Rejected! PETA’s ‘Don’t Buy Cheap Chicken’ Ad Too ‘Graphic’ for Salisbury TV
Real-Life Video Shut Out From Showing Shoppers the Source of Food Lion’s Discount Meats
For Immediate Release:
September 14, 2015
Contact:
Catie Cryar 202-483-7382
A new PETA ad targeting Food Lion’s discount meat won’t be airing during news broadcasts in the grocery chain’s hometown anytime soon, so the public will have to guess at how corners are cut in producing cheap chicken. That’s because WCCB-TV has deemed the spot too “graphic” to run before midnight, while WSOC-TV and WAXN-TV ad representatives have rejected the ad as “too violent”—something PETA says is exactly what it wants customers to know, because they’re unwittingly causing that violence.

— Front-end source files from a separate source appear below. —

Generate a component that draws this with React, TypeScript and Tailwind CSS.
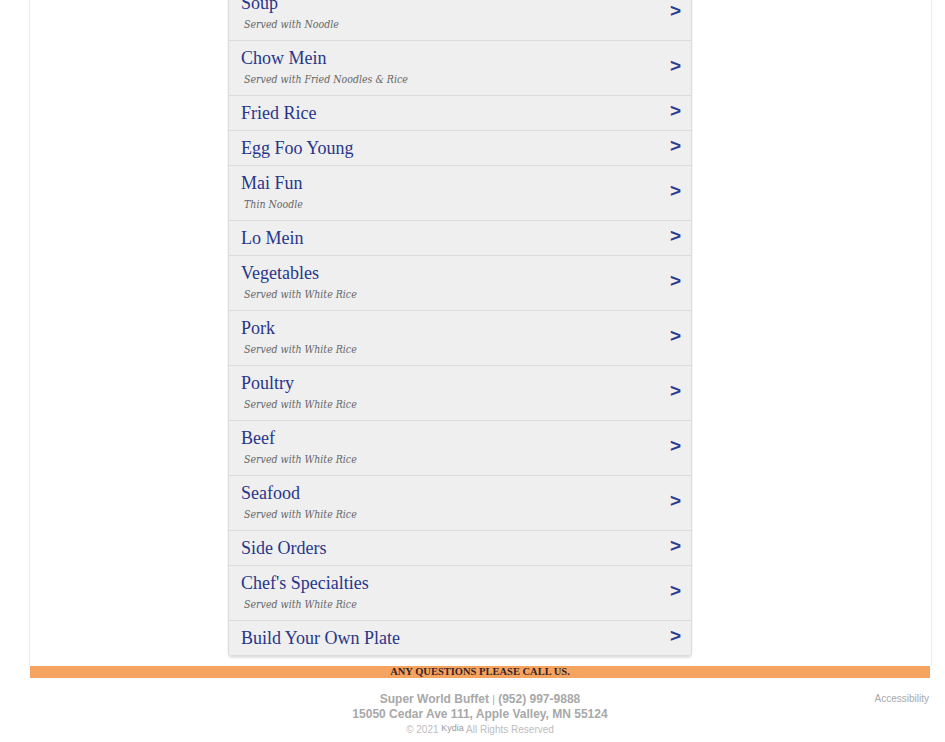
const items: { name: string; sub?: string }[] = [
  { name: "Soup", sub: "Served with Noodle" },
  { name: "Chow Mein", sub: "Served with Fried Noodles & Rice" },
  { name: "Fried Rice" },
  { name: "Egg Foo Young" },
  { name: "Mai Fun", sub: "Thin Noodle" },
  { name: "Lo Mein" },
  { name: "Vegetables", sub: "Served with White Rice" },
  { name: "Pork", sub: "Served with White Rice" },
  { name: "Poultry", sub: "Served with White Rice" },
  { name: "Beef", sub: "Served with White Rice" },
  { name: "Seafood", sub: "Served with White Rice" },
  { name: "Side Orders" },
  { name: "Chef's Specialties", sub: "Served with White Rice" },
  { name: "Build Your Own Plate" },
];

function MenuRow({ name, sub }: { name: string; sub?: string }) {
  return (
    <a
      href="#"
      className="flex items-center border-b border-[#dcdcdc] bg-[#efefef] pl-3 pr-[10px] py-[6px] last:border-b-0"
    >
      <div className="flex-1">
        <div className="text-[18px] leading-[22px] text-[#27368a] [font-family:'Liberation_Serif',serif]">
          {name}
        </div>
        {sub && (
          <div className="pl-[3px] text-[10.5px] leading-[20px] italic text-[#666] [font-family:'DejaVu_Serif_Condensed','DejaVu_Serif',serif]">
            {sub}
          </div>
        )}
      </div>
      <span className="-mt-[6px] text-[19px] font-bold leading-none text-[#2a3a8f] [font-family:'Liberation_Sans',sans-serif]">
        &gt;
      </span>
    </a>
  );
}

export default function App() {
  return (
    <div className="h-[742px] overflow-hidden bg-white [font-family:'Liberation_Sans',Arial,sans-serif]">
      <div className="ml-[29px] mr-[13px] -mt-[14px] border-x border-[#ececec] pb-[10px]">
        <div className="ml-[198px] w-[464px] overflow-hidden rounded-b-[4px] border border-t-0 border-[#dcdcdc] shadow-[0_2px_2px_rgba(0,0,0,0.12)]">
          {items.map((it) => (
            <MenuRow key={it.name} name={it.name} sub={it.sub} />
          ))}
        </div>
      </div>

      <div className="ml-[30px] mr-[15px] bg-[#f5a45f] text-center text-[10.5px] font-bold leading-[12px] text-[#3a1f2a] [font-family:'Liberation_Serif',serif]">
        ANY QUESTIONS PLEASE CALL US.
      </div>

      <footer className="relative ml-[30px] mr-[15px] pt-[14px] text-center">
        <div className="text-[12px] font-bold leading-[14px] text-[#a8a8a8]">
          Super World Buffet <span className="text-[10px] font-normal">|</span> (952) 997-9888
        </div>
        <div className="text-[12px] font-bold leading-[14px] text-[#a8a8a8]">
          15050 Cedar Ave 111, Apple Valley, MN 55124
        </div>
        <div className="mt-[2px] text-[10px] leading-[14px] text-[#bdbdbd]">
          © 2021 <span className="relative -top-[2px] text-[9px] text-[#999]">Kydia</span> All Rights Reserved
        </div>
        <a href="#" className="absolute right-[1px] top-[13px] text-[10px] text-[#a8a8a8]">
          Accessibility
        </a>
      </footer>
    </div>
  );
}
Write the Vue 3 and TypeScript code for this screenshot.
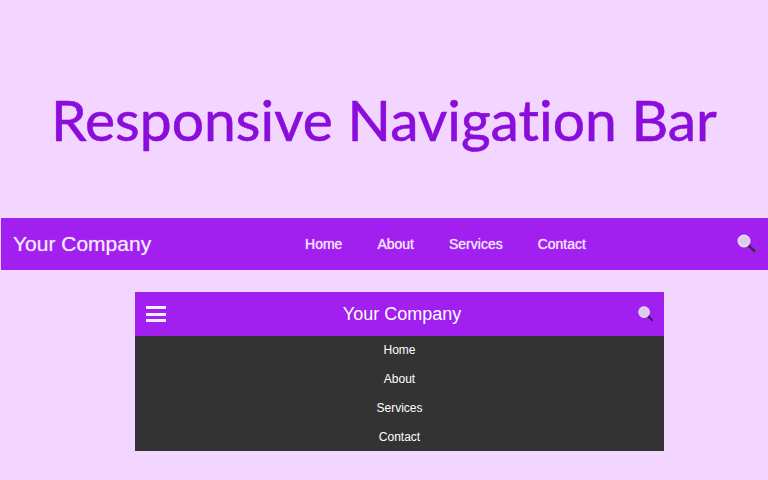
<template>
  <div class="page">
    <h1 class="title">Responsive Navigation Bar</h1>

    <!-- desktop bar -->
    <nav class="bar wide">
      <span class="logo">Your Company</span>
      <ul class="links">
        <li v-for="l in links" :key="l">{{ l }}</li>
      </ul>
      <svg class="search" width="19" height="19" viewBox="0 0 19 19">
        <line x1="11" y1="11" x2="17.5" y2="17" stroke="#3a2a48" stroke-width="2.4" stroke-linecap="round" />
        <circle cx="7" cy="7" r="5.8" fill="#dccbef" stroke="#eadff5" stroke-width="1.4" />
      </svg>
    </nav>

    <!-- mobile bar with open menu -->
    <div class="mobile">
      <nav class="bar narrow">
        <span class="burger"><i></i><i></i><i></i></span>
        <span class="logo small">Your Company</span>
        <svg class="search" width="15" height="15" viewBox="0 0 16 16">
          <line x1="10" y1="10" x2="15" y2="15" stroke="#2b1a38" stroke-width="2" stroke-linecap="round" />
          <circle cx="6.5" cy="6.5" r="5.6" fill="#dccbef" stroke="#eadff5" stroke-width="1.2" />
        </svg>
      </nav>
      <ul class="menu">
        <li v-for="l in links" :key="l">{{ l }}</li>
      </ul>
    </div>
  </div>
</template>

<script setup lang="ts">
const links: string[] = ['Home', 'About', 'Services', 'Contact']
</script>

<style>
html, body { margin: 0; background: #f2d6ff; }
</style>

<style scoped>
.page { width: 768px; height: 480px; overflow: hidden; background: #f2d6ff; font-family: "Liberation Sans", Arial, sans-serif; }
.title {
  height: 218px; margin: 0; display: flex; align-items: center; justify-content: center; padding-top: 20px; box-sizing: border-box;
  font-family: "Comic Sans MS", Lato, sans-serif; font-weight: 400; font-size: 57px; color: #8a0ddb; white-space: nowrap;
  font-variant-ligatures: none; -webkit-text-stroke: 0.6px #8a0ddb;
}
.bar { display: flex; align-items: center; justify-content: space-between; background: #a120f0; color: #fff; }
.wide { height: 52px; margin-left: 1px; padding: 0 12px; }
.logo { min-width: 141px; font-size: 21px; color: #f6eaff; text-shadow: 0 0 1px rgba(255,255,255,.6); }
.links { display: flex; gap: 35px; list-style: none; margin: 0; padding: 0; font-size: 14px; color: #f6e6ff; text-shadow: 0 0 1px rgba(255,255,255,.8); }
.search { display: block; margin-top: -2px; }
.mobile { width: 529px; margin: 22px 0 0 135px; }
.narrow { height: 44px; padding: 0 11px; }
.small { min-width: 0; font-size: 18px; color: #fff; text-shadow: none; }
.burger { display: flex; flex-direction: column; gap: 3.5px; width: 20px; }
.burger i { display: block; height: 3px; background: #f8eeff; }
.menu { list-style: none; margin: 0; padding: 0; height: 115px; background: #333; color: #fff; font-size: 12px; }
.menu li { height: 29px; line-height: 29px; text-align: center; }
</style>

The ad, available here, shows chicken parts that slither out of meat trays and come together to form a living chicken, who struggles to breathe. A voiceover explains, “Food Lion lures customers into its stores with the promise of ‘cheap chicken.’ For ‘special offers,’ these chickens end up paying the price. Factory farmers force them to live in appalling conditions and in constant pain.”
PETA President Ingrid Newkirk says, “Anyone who is shocked by the graphic content of PETA’s ad would probably be even more disturbed to see how these chickens are kept in windowless sheds, are bred to grow so fat so fast that they can’t bear their own weight, and have their throats cut open while they’re still conscious. We urge everyone to consider the true cost of every piece of cheap chicken and try vegan food selections instead.”
As documented by PETA—whose motto reads, in part, that “animals are not ours to eat”—chickens used for food are fed a steady diet of antibiotics and bred to grow so large that their legs often break under their own weight. At the slaughterhouse, they’re shackled upside down and their throats are slit, while others are scalded to death in defeathering tanks.
PETA was inspired to produce the ad after Dutch animal rights group Wakker Dier persuaded a major supermarket chain in the Netherlands to cut back dramatically on the number of specials on “cheap meat.” PETA worked with Wakker Dier and Dutch production company MacGyver Amsterdam to create the new ad, and Dutch actor Rutger Hauer provided the voiceover.